Theranos founder Elizabeth Holmes was sentenced to 11 years and three months behind bars for ripping off investors by lying about having a technology to revolutionize blood testing.
The penalty handed down in a San Jose federal court Friday culminates Holmes’ descent from Silicon Valley star to one of the industry’s most notorious fraudsters.
Holmes, 38, was convicted earlier this year on several counts of fraud for bilking backers who poured hundreds of millions of dollars into her startup. In court filings ahead of the sentencing, federal prosecutors called her crimes “among the most substantial white-collar offenses Silicon Valley [...] has seen.”
Victims had a chance to speak Friday, as did Holmes, who tearfully apologized for the people she hurt.
The downfall of Theranos began in 2015 with with The Wall Street Journal exposing how the blood-testing technology touted by Holmes didn’t work.
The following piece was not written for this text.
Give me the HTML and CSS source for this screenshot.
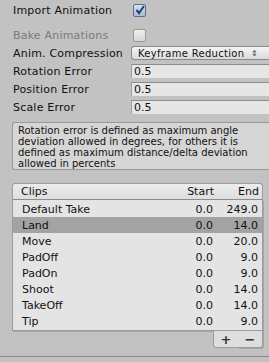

That bombshell was followed by a series of revelations about how the company tried to cover its tracks and how that deception impacted patients’ lives.
Theranos, which peaked at a $9 billion valuation, ultimately collapsed in 2018, the year Holmes was indicted along with fellow executive and then-romantic partner Sunny Balwani.
Holmes was convicted in January this year and Balwani in July.
For Holmes, prosecutors asked for a 15-year prison term followed by three years of supervised release and upward of $800 million in restitution. The disgraced founder—who is pregnant with her second child—sought no more than 18 months in lockup, community service and house arrest.
At Friday’s marathon sentencing hearing, the two sides sparred over whether the court should weigh how the fraud impacted people who got faulty blood tests since Holmes was acquitted on charges of defrauding patients. U.S. District Judge Edward Davila said it wouldn’t factor into the sentencing because she was never convicted of duping patients.
Also debated was the scope of loss for investors.
Government prosecutor John Bostic argued that everyone who put money into the startup fell victim to the criminal scheme and that restitution should cover the $804 million Theranos raised in 2013 and 2014.
Defense lawyer Kevin Downey countered that investors shouldn’t be treated as a monolith because some had access to more information than others. In his calculation, the financial loss should come to about $48 million.
Judge Davila hewed closer to the defense recommendations, saying he agrees that not all investors should be considered victims and that he found only enough evidence to show that at least 10 backers were fleeced out of a combined $120 million. But he said he will decide restitution in a separate hearing.